Dalam pertimbangan putusannya, MK memaparkan bahwa praktik politik uang di Barito Utara terjadi secara sistemik, terstruktur, dan meluas. Nominal uang untuk satu suara yang mencapai Rp 6,5 juta hingga Rp 19,5 juta adalah angka yang mencengangkan dan melampaui harga suara di banyak daerah lain. Mahkamah menyebut bahwa demokrasi yang dijalankan dengan cara seperti itu bukanlah demokrasi, melainkan lelang jabatan publik.

Fenomena ini bukanlah hal baru. Dalam banyak literatur, termasuk karya Edward Aspinall dan Ward Berenschot (Democracy for Sale, 2019), politik uang dijelaskan sebagai bentuk dari demokrasi elektoral-klientelistik. Kekuasaan diperoleh bukan melalui ide, melainkan pertukaran uang dan janji proyek. Pemilih dilihat bukan sebagai warga negara, tetapi sebagai target distribusi material. Demokrasi elektoral di Indonesia tidak didominasi oleh ideologi atau kompetisi kebijakan, tetapi oleh praktik klientelisme dan patronase yang sangat sistemik—di mana suara rakyat ditukar dengan uang, jabatan, proyek, atau bantuan sosial, dan seluruh arsitektur Pemilu dipengaruhi oleh kemampuan kandidat untuk "membeli" dukungan melalui jaringan informal.

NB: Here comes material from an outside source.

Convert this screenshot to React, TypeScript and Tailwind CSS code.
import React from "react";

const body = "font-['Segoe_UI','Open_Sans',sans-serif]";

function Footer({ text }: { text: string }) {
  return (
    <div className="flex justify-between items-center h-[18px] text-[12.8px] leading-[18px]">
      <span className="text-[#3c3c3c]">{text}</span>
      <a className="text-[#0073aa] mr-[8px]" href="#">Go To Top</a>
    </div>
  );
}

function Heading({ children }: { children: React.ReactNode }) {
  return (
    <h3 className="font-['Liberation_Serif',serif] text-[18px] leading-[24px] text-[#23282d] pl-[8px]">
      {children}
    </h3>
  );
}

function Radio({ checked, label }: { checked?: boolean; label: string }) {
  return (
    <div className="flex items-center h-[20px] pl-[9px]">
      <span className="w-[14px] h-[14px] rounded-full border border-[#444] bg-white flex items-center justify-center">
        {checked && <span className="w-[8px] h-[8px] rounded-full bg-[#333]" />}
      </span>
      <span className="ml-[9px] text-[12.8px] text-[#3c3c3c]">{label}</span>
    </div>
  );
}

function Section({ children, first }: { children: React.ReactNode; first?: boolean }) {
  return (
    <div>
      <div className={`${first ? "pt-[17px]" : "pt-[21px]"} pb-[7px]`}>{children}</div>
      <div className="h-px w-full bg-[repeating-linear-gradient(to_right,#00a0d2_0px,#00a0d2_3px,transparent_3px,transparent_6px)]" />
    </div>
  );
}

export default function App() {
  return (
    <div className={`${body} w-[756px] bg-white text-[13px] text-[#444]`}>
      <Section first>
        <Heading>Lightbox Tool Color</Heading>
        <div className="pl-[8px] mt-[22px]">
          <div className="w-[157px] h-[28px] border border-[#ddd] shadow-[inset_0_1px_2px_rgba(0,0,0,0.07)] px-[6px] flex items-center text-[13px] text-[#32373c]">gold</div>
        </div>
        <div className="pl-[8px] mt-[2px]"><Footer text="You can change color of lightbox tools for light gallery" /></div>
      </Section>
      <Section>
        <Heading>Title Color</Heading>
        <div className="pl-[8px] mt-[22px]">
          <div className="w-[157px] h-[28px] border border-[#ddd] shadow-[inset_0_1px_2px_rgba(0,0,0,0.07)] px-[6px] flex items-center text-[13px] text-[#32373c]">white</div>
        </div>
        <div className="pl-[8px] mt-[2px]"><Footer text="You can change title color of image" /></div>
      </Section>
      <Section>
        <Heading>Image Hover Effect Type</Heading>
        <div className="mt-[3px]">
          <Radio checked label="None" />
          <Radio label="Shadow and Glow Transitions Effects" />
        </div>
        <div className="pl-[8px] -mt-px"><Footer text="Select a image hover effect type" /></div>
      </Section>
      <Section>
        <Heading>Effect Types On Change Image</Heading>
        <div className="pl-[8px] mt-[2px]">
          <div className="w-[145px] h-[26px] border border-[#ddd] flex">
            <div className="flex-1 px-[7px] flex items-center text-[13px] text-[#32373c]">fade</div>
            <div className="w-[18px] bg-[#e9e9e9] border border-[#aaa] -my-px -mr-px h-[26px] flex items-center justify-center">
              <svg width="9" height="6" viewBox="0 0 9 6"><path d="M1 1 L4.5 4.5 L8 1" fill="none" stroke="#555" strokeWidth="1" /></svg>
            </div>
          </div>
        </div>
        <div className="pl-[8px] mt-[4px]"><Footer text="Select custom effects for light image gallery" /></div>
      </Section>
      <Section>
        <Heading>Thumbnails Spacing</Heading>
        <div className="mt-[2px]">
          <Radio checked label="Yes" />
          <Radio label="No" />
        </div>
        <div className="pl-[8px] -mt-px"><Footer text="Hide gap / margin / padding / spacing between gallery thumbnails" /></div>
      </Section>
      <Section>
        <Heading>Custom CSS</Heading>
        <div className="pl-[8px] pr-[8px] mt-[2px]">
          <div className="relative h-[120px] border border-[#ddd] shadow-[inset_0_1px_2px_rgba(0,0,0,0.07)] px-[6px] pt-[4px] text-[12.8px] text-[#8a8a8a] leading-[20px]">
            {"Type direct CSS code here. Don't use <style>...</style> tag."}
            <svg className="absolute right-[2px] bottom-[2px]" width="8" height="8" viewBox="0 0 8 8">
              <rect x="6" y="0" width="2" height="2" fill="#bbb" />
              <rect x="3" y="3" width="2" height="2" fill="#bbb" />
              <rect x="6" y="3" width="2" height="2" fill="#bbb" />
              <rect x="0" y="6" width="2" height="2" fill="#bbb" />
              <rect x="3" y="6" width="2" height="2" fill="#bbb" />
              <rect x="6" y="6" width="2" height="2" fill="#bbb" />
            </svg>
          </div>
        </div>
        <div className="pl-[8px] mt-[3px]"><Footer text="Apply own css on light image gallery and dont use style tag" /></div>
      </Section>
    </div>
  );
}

Situasi semacam ini adalah ladang subur bagi tumbuhnya tokoh politik lokal yang menggunakan kekayaan, jaringan, dan intimidasi untuk mempertahankan dominasi kekuasaan di tingkat daerah. Dalam konteks seperti ini, pemilu hanyalah formalitas legal untuk mengukuhkan siapa yang paling banyak mengeluarkan uang, bukan siapa yang paling layak memimpin.

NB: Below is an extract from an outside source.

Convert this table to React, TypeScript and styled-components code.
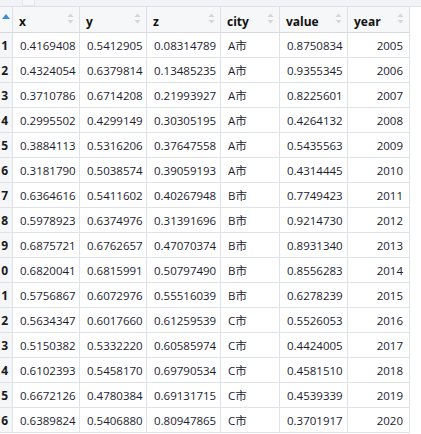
import React from "react";
import styled, { createGlobalStyle } from "styled-components";

const Global = createGlobalStyle`
  html, body { margin: 0; padding: 0; background: #fff; }
  body { font-family: "Open Sans", "Noto Sans CJK SC", sans-serif; }
`;

const COLS = "13px 67px 67px 74px 59px 68px 62px";

const Page = styled.div`
  width: 421px;
  height: 434px;
  overflow: hidden;
  background: #fff;
`;

const TopStrip = styled.div`
  height: 6px;
  background: #f1f3f6;
  border-bottom: 1px solid #dde1e5;
  display: flex;
  padding-left: 22px;
`;

const StripTab = styled.div`
  width: 11px;
  height: 5px;
  border: 1px solid #e3e6ea;
  border-top: none;
  background: #f6f7f9;
`;

const Grid = styled.div`
  display: grid;
  grid-template-columns: ${COLS};
  grid-template-rows: 26px;
  grid-auto-rows: 25px;
  width: 410px;
`;

const HeaderCell = styled.div`
  position: relative;
  box-sizing: border-box;
  background: #f6f7f9;
  border-right: 1px solid #dcdfe3;
  border-bottom: 1px solid #d6dadf;
  display: flex;
  align-items: flex-end;
  padding: 0 0 2px 6px;
  font-weight: 700;
  font-size: 12px;
  color: #111;
  line-height: 16px;
`;

const SortIcon = styled.svg`
  position: absolute;
  right: 5px;
  top: 6px;
`;

const Cell = styled.div<{ $right?: boolean }>`
  box-sizing: border-box;
  border-right: 1px solid #dfe2e6;
  border-bottom: 1px solid #dfe2e6;
  display: flex;
  align-items: center;
  justify-content: ${(p) => (p.$right ? "flex-end" : "flex-start")};
  padding: 0 6px 0 7px;
  font-size: 11.5px;
  color: #1c1c2e;
  white-space: nowrap;
  overflow: hidden;
`;

const NumCell = styled.div`
  box-sizing: border-box;
  background: #f5f6f8;
  border-right: 1px solid #dfe2e6;
  border-bottom: 1px solid #dfe2e6;
  display: flex;
  align-items: center;
  justify-content: flex-end;
  padding-right: 4px;
  font-size: 12px;
  font-weight: 700;
  color: #1a1a1a;
  white-space: nowrap;
  overflow: hidden;
`;

const xs = ["0.4169408","0.4324054","0.3710786","0.2995502","0.3884113","0.3181790","0.6364616","0.5978923","0.6875721","0.6820041","0.5756867","0.5634347","0.5150382","0.6102393","0.6672126","0.6389824"];
const ys = ["0.5412905","0.6379814","0.6714208","0.4299149","0.5316206","0.5038574","0.5411602","0.6374976","0.6762657","0.6815991","0.6072976","0.6017660","0.5332220","0.5458170","0.4780384","0.5406880"];
const zs = ["0.08314789","0.13485235","0.21993927","0.30305195","0.37647558","0.39059193","0.40267948","0.31391696","0.47070374","0.50797490","0.55516039","0.61259539","0.60585974","0.69790534","0.69131715","0.80947865"];
const cities = ["A市","A市","A市","A市","A市","A市","B市","B市","B市","B市","B市","C市","C市","C市","C市","C市"];
const vals = ["0.8750834","0.9355345","0.8225601","0.4264132","0.5435563","0.4314445","0.7749423","0.9214730","0.8931340","0.8556283","0.6278239","0.5526053","0.4424005","0.4581510","0.4539339","0.3701917"];

const Sort = () => (
  <SortIcon width="7" height="11" viewBox="0 0 7 11">
    <path d="M3.5 0.5 L6.5 4 L0.5 4 Z" fill="#d3d6da" />
    <path d="M3.5 10.5 L6.5 7 L0.5 7 Z" fill="#d3d6da" />
  </SortIcon>
);

const UpArrow = styled.svg`
  position: absolute;
  left: 2px;
  top: 7px;
`;

export default function App() {
  const headers = ["x", "y", "z", "city", "value", "year"];
  return (
    <Page>
      <Global />
      <TopStrip>
        <StripTab />
      </TopStrip>
      <Grid>
        <HeaderCell>
          <UpArrow width="8" height="5" viewBox="0 0 8 5">
            <path d="M4 0 L8 5 L0 5 Z" fill="#3b8ed8" />
          </UpArrow>
        </HeaderCell>
        {headers.map((h) => (
          <HeaderCell key={h}>
            {h}
            <Sort />
          </HeaderCell>
        ))}
        {xs.map((x, i) => (
          <React.Fragment key={i}>
            <NumCell>{i + 1}</NumCell>
            <Cell>{x}</Cell>
            <Cell>{ys[i]}</Cell>
            <Cell>{zs[i]}</Cell>
            <Cell>{cities[i]}</Cell>
            <Cell>{vals[i]}</Cell>
            <Cell $right>{2005 + i}</Cell>
          </React.Fragment>
        ))}
      </Grid>
    </Page>
  );
}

Barito Utara: Kekayaan Alam, Politik Mahal Mengapa praktik politik uang bisa begitu ekstrem di Barito Utara? Sebab, kekuasaan di sana bukan hanya jabatan, tapi jalan menuju rente. Barito Utara adalah wilayah yang kaya batu bara, menjadi bagian dari jalur energi penting di Kalimantan Tengah. Perizinan tambang, kontrak pembangunan, distribusi dana bagi hasil, dan proyek APBD adalah insentif besar bagi siapa pun yang ingin berkuasa. Dengan penduduk sekitar 159.000 jiwa dan jumlah pemilih 114.980, lanskap ini menjadikan politik uang bukan kelainan, tapi mekanisme investasi kekuasaan. Calon kepala daerah mengeluarkan uang miliaran rupiah karena tahu ada potensi imbal hasil ekonomi yang jauh lebih besar. Demokrasi pun berubah menjadi pasar kuasa, di mana rakyat menjadi "konsumen politik" yang dibayar untuk diam dan memilih.

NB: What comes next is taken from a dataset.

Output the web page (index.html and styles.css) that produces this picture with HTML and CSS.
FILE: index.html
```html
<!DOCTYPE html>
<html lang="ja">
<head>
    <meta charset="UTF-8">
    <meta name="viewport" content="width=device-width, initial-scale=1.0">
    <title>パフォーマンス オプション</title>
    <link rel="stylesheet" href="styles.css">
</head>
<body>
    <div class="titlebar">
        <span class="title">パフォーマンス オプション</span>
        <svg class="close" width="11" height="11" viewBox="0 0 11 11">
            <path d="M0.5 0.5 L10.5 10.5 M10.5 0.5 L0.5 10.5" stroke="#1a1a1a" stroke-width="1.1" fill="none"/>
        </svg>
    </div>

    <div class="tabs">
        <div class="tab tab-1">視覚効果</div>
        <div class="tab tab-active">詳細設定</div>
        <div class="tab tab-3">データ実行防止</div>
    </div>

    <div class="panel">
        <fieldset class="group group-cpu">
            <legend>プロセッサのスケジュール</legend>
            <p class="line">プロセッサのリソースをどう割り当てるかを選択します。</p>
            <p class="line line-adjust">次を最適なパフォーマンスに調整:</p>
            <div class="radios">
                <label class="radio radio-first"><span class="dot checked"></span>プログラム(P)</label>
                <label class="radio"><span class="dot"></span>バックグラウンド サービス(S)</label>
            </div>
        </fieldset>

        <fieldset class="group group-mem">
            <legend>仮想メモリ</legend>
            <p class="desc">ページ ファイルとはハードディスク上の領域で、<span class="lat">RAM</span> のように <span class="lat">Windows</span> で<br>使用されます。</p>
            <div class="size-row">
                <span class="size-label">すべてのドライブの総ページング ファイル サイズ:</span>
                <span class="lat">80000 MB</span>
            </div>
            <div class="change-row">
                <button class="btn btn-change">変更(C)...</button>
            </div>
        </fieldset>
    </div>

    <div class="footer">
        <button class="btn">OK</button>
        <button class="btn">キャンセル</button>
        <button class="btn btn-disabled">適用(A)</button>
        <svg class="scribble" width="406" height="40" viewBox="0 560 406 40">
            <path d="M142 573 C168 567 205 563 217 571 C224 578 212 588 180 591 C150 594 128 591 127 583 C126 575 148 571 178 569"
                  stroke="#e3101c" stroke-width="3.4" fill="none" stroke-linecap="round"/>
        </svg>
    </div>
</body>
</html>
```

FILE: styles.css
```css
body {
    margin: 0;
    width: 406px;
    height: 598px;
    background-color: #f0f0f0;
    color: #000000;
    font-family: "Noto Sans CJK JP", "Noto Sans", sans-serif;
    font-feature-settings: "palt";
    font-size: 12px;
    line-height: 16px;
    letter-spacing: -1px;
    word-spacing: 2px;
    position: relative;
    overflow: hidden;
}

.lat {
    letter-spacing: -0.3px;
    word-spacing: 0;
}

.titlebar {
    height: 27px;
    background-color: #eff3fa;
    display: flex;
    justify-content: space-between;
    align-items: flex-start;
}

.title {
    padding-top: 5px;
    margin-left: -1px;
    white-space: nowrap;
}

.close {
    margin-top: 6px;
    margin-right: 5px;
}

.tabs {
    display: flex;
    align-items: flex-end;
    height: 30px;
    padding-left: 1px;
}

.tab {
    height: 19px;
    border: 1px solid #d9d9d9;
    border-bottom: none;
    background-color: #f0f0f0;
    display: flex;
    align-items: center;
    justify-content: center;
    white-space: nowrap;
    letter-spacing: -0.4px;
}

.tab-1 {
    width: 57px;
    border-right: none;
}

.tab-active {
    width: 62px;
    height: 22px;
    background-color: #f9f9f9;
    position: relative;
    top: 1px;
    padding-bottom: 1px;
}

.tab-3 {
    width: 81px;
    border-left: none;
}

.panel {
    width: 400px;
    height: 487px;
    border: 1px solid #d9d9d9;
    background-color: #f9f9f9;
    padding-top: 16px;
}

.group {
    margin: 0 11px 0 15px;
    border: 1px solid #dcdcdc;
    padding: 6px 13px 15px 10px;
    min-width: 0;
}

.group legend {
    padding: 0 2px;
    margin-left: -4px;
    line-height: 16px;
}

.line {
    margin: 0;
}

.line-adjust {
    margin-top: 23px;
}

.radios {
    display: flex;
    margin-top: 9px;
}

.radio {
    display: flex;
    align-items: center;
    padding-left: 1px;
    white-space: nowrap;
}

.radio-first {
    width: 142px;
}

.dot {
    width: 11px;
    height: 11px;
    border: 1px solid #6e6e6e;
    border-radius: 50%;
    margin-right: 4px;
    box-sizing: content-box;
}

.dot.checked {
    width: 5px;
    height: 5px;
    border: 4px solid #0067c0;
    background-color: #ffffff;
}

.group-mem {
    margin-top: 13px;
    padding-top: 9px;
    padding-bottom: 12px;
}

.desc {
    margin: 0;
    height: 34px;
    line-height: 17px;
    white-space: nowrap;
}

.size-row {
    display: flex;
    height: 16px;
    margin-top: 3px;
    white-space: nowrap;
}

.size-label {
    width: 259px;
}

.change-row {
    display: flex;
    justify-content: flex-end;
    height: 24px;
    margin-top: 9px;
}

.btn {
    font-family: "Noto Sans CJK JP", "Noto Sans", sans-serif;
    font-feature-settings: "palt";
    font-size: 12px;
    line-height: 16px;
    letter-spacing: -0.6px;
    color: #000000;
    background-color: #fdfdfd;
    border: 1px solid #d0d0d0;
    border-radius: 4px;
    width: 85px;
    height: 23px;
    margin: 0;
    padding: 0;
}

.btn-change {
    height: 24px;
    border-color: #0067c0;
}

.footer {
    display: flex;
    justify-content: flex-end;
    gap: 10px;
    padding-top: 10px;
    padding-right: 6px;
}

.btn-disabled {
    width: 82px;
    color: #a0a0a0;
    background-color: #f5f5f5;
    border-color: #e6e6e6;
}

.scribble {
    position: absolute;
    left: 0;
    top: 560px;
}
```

Yang lebih memprihatinkan, lembaga yang seharusnya menjadi benteng pertahanan demokrasi justru runtuh sebelum bertempur. Bawaslu gagal mendeteksi dan mencegah politik uang, bahkan ketika nilainya mencapai puluhan juta rupiah per pemilih. Partai politik mengusung calon tanpa memperhatikan rekam jejak atau integritas, asal bisa membayar "mahar politik". Masyarakat sipil lokal nyaris tak terdengar, dan media tidak menjadi penjaga moral publik. Dalam situasi semacam ini, Mahkamah Konstitusi berdiri sendirian di atas reruntuhan demokrasi prosedural, meniup peluit peringatan bahwa kita sudah jauh melenceng dari cita-cita pemilu sebagai instrumen kedaulatan rakyat.

Jangan Rampas Hak Rakyat Putusan MK dan Pilkada Barito Utara perlu dijadikan bahan refleksi semua pihak, yakni pemerintah pusat, KPU, Bawaslu, partai politik, dan masyarakat pemilih. Jangan sampai Pilkada Barito Utara dan putusan MK malah dijadikan alasan pembenar segelintir elite untuk mengembalikan pilkada ke DPRD. Bawaslu daerah haruslah ikut bertanggung jawab! Guna memberikan efek jera, pelaku pembelian suara selayaknya dijerat dengan tindak pidana pemilu. Diskualifikasi adalah sanksi politik. Aparat penegak hukum harus membawa pelaku pembelian suara ke ranah hukum. Tanpa pembelajaran hukum, praktik sejenis akan dengan mudah diduplikasi di daerah lain.

Lalu, bagaimana menafsirkan pesan dari MK? Jangan sampai putusan MK dijadikan alasan pembenar bahwa Pilkada mahal dan politik uang yang merajalela. Presiden Prabowo Subianto pernah mengungkapkan betapa mahalnya Pilkada langsung. DPR pernah merevisi UU Pilkada dengan mengembalikan Pilkada ke DPRD. Namun, putusan DPR itu ditolak sehingga Presiden saat itu, Susilo Bambang Yudhoyono, menerbitkan Peraturan Pemerintah Pengganti Undang-undang. Adanya pemikiran untuk mengembalikan pemilihan kepala daerah (Pilkada) ke DPRD sebagai dampak atas putusan MK adalah arus mundur dan ancaman serius bagi proses konsolidasi demokrasi. Atas nama efisiensi, demokrasi menjadi kehilangan substansi. Atas nama harmoni, konsolidasi demokrasi akan mati suri.

Dalam perjalanannya, Pilkada langsung telah menghadirkan berbagai persoalan sebagaimana terjadi di Barito Utara. Yang kemudian dibutuhkan adalah penyempurnaan dan bukan pergantian sistem. Banyak opsi bisa dijalankan untuk mengurangi biaya politik pemilihan langsung. Banyak pula regulasi yang bisa diciptakan untuk memberantas politik uang dalam Pilkada.